When I did it I put a little johnsons floor wax on just the ends of the wooden blank and they seemed to not stick to the bushings. Just the way I did it, not saying it is the only or even the best way FWIW. Dennis
 
Several already posted ways...but...wax the bushings before you start turning, tap on a hard surface...your choice, use Delrin bushings for finish, they have nothing to do with mandrels.
 
+1 on all the above comments. Before I started using delrin bushings, whenever my steel bushings stuck to the blank, I would use a disassembly rod to tap them out. Never had a problem.
 
My wood blanks looked like that before, I thought is was moisture getting in between the CA and the blank. I stopped wet sanding wood blanks.
 
I switched to the cone delrin bushings. You get 4 in a pack and they fit any size tube because they are tapered, and clean up easily by dropping in a jar of acetone.

Another tip, I don't know what kind of wood that is, but when I use oilier woods like rosewood or cocobolo, I always make sure to wipe the blank down real good with denatured alcohol to remove the surface oil. I do this until the rag comes off clean with no oily discoloration. Just make sure to let it dry for a few minutes before adding glue or your glue will turn white from the moisture. It will allow your glue better adhering to the wood and maybe cut down on the potential of the finish lifting.
 
I too vote for delrin bushings. I actually bought a rod and made my own. I think I paid about the same for a three foot piece as the factory ones cost. I know mine are not as smooth, and may not last as long, but I used only about 5 inches to make a set, so I have like 6 more sets in the rod. :)
 
I've finished on a mandrel with applying a little bit of paste wax to the bushings. That helped quite a bit.

Delrin finishing cone-shaped bushings are nice if you're using a mandel, but it's another thing to buy.

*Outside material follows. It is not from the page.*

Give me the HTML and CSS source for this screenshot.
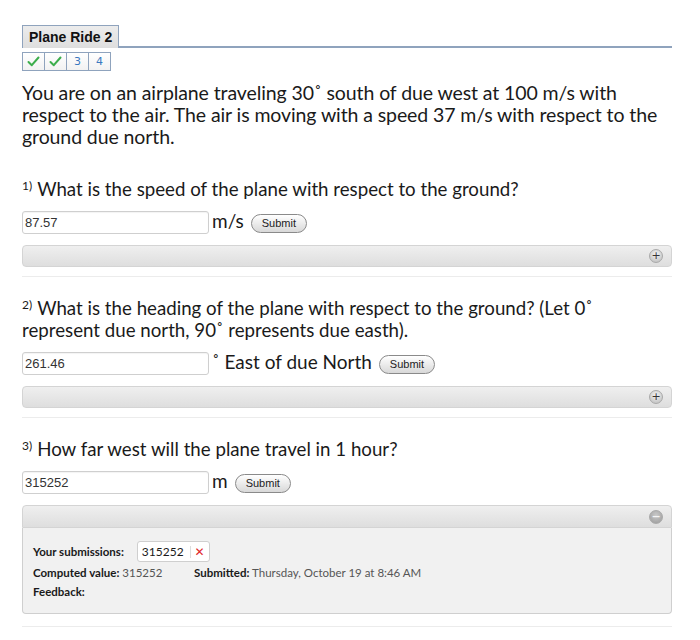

If you have a 60 degree dead center, you can put that in your headstock and just go for it without any bushings--just be careful you don't crank things down on the tailstock so much you ruin the pen. I've found out that this works best for me, and just enough pressure with the tailstock to keep things from slipping.
 
Another possibility. Might be when you cut around the bushing to remove the bushing, there could be a small amount of CA glue on the blank. If it it is not removed before you press the blank, it will cause that's bubble effect. I use a razor blade to trim the excess CA from the end of each of the blanks before pressing. It makes a big difference.